• STATED GOAL
Give only the number of lines that hold the word "this".

• THE DATA
------------------------------
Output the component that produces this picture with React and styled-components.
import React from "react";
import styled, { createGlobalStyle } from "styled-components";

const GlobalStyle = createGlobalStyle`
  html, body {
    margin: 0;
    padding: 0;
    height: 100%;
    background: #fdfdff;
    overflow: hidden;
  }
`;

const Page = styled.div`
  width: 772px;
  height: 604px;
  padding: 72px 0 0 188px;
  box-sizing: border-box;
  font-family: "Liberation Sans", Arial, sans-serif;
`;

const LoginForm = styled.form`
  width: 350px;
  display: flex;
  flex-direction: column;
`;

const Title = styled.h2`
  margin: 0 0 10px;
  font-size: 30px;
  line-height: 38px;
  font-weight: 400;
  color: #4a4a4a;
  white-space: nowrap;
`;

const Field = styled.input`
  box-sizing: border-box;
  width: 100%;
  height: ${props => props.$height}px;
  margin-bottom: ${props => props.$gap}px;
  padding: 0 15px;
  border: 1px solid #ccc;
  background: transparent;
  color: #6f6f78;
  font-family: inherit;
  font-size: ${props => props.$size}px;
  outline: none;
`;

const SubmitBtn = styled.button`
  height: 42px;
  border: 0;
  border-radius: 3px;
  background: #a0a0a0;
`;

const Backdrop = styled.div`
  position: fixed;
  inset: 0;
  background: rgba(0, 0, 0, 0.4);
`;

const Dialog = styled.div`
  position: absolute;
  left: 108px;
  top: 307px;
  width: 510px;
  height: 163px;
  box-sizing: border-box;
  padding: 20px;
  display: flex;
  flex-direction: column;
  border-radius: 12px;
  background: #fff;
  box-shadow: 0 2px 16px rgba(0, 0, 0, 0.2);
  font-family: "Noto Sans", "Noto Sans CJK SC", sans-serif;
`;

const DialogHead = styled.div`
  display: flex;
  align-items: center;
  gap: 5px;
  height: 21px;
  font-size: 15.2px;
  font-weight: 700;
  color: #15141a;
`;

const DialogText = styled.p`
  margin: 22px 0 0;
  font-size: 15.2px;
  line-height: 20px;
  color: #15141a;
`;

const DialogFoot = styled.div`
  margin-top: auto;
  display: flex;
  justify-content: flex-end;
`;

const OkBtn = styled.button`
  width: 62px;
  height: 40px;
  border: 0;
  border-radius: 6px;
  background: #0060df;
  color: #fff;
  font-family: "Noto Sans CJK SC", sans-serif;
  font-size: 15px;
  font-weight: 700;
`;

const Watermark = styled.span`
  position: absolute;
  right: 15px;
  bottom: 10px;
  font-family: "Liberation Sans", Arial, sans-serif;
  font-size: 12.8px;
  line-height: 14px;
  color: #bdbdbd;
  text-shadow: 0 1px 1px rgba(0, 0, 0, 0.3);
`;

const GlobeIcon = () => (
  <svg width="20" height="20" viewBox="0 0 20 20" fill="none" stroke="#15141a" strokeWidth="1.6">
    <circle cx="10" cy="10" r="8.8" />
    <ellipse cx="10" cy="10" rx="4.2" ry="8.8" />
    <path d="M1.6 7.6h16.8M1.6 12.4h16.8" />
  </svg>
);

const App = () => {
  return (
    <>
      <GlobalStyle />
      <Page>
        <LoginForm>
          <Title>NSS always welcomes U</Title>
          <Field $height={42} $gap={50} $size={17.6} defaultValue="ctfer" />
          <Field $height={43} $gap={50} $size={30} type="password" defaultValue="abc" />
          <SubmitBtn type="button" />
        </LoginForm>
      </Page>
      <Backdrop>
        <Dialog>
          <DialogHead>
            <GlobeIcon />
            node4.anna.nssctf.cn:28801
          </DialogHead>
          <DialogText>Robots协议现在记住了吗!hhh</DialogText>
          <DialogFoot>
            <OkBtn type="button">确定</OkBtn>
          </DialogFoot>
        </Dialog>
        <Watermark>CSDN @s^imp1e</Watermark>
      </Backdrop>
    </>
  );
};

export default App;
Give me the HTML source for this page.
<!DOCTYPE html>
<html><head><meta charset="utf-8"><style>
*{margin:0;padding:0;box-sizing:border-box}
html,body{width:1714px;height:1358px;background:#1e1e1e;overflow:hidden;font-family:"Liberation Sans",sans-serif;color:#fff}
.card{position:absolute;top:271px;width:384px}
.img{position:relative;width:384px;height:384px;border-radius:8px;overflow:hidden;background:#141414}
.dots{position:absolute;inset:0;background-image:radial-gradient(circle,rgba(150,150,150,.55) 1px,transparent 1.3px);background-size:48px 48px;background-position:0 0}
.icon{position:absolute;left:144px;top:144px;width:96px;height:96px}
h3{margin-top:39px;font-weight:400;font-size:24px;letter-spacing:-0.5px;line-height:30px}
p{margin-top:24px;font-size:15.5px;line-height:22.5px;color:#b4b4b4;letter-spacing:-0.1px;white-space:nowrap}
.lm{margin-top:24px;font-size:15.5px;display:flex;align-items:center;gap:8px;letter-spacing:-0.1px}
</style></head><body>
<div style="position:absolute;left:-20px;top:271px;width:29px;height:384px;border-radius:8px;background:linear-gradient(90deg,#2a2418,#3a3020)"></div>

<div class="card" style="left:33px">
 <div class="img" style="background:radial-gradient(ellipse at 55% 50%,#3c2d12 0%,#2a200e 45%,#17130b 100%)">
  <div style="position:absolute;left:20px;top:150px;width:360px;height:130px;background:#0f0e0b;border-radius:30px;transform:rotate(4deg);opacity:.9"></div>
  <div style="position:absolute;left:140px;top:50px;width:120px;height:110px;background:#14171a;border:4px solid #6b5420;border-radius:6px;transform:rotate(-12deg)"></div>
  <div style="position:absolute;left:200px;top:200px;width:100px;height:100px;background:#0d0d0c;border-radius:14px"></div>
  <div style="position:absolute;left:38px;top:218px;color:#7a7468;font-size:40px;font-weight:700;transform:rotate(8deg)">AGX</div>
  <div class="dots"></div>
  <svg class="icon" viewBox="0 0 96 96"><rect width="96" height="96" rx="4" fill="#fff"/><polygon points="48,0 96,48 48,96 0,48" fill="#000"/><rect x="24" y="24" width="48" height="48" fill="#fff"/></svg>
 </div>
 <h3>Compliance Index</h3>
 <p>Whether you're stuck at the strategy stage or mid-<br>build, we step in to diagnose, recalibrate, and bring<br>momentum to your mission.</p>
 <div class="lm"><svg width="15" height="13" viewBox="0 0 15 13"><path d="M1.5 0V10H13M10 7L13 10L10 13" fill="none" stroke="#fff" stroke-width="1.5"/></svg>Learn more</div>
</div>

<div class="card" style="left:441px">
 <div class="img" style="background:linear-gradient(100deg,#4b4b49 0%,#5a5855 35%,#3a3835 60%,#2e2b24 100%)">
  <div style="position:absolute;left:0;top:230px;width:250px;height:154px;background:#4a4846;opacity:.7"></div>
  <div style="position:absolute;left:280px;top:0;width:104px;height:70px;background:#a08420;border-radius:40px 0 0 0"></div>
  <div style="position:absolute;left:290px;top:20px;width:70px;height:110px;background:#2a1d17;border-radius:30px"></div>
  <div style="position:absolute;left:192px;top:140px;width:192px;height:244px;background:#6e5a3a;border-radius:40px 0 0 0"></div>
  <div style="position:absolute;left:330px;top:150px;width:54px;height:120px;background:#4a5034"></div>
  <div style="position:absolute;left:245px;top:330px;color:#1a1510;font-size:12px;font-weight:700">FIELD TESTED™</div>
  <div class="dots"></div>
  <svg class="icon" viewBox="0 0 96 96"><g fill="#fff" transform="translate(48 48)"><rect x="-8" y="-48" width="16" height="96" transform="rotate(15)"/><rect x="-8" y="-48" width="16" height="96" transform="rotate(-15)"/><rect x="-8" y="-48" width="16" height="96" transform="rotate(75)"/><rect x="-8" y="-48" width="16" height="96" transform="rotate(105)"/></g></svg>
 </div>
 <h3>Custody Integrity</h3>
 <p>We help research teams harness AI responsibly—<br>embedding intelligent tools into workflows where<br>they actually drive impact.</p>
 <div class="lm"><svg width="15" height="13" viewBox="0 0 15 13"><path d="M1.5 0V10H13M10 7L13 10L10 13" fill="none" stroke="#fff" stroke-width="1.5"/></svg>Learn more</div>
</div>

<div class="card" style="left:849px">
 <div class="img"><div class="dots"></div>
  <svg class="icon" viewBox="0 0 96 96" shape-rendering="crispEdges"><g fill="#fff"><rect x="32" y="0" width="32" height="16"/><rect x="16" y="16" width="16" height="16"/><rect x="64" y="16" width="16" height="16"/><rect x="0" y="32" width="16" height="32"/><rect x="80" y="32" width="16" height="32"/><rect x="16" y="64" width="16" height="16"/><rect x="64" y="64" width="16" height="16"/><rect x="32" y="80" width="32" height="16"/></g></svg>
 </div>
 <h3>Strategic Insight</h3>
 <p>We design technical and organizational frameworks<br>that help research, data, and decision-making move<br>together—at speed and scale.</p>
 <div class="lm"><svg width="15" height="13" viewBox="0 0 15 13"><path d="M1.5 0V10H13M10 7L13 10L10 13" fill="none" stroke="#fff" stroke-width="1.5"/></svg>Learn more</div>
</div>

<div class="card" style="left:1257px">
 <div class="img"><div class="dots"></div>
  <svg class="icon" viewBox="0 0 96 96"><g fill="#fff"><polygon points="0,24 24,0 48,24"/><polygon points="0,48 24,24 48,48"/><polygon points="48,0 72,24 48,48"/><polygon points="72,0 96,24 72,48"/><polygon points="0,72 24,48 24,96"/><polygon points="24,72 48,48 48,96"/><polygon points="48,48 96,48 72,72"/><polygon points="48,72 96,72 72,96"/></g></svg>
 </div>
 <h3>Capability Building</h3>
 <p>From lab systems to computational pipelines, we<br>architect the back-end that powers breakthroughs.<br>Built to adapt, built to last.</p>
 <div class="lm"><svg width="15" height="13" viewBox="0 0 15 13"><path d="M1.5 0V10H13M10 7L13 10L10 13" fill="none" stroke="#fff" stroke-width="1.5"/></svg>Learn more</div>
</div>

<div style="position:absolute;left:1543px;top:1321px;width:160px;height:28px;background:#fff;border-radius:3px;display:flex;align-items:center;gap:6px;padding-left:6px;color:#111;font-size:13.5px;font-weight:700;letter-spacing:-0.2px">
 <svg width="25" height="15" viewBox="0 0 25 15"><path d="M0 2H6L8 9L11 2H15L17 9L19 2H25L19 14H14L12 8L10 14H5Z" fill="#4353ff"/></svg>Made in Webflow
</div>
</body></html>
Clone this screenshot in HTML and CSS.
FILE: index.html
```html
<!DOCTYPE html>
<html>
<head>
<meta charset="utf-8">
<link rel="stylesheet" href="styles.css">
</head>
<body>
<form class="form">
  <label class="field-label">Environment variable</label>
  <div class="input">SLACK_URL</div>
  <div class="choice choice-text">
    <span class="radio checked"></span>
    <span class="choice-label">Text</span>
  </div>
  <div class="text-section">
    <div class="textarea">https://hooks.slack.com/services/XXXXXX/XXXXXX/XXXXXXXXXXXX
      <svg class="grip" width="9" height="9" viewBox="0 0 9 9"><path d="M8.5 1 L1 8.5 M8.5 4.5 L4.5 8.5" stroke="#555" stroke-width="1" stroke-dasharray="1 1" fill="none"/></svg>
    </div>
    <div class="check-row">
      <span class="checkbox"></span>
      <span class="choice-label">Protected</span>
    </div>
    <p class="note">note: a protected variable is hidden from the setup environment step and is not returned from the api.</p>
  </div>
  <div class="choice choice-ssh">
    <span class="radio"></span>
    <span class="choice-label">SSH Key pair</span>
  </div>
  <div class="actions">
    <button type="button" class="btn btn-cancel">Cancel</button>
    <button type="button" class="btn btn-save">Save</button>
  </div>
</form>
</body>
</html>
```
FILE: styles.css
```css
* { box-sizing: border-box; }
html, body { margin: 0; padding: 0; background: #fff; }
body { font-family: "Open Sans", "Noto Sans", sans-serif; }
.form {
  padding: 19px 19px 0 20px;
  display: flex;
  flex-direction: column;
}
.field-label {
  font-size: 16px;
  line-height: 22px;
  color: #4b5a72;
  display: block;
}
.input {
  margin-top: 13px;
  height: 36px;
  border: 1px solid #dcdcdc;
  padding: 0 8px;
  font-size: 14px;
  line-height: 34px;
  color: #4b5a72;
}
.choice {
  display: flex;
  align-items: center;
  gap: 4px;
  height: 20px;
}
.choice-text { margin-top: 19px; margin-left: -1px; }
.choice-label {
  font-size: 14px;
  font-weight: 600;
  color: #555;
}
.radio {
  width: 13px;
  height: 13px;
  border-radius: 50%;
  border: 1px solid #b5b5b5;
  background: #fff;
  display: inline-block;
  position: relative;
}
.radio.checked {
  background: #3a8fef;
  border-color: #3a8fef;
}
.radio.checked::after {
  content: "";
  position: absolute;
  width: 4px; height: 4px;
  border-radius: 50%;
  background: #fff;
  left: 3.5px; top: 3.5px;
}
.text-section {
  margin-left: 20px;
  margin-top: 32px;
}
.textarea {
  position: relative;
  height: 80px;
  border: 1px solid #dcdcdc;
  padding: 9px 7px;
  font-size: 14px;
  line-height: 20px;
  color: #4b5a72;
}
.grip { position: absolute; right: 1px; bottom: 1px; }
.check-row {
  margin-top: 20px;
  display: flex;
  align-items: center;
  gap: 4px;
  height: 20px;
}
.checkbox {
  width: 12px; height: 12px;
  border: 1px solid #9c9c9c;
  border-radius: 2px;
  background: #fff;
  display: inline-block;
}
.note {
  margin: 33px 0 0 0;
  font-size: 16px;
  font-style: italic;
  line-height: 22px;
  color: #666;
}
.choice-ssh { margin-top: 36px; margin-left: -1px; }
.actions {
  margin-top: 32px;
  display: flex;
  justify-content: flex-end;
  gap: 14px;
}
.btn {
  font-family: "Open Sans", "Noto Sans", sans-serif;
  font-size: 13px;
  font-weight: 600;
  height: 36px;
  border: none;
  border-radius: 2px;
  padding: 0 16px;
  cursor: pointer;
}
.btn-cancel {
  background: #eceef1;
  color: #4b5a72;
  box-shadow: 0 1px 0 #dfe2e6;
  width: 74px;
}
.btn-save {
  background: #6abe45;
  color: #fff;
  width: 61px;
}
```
------------------------------
• CORRECT ANSWER
3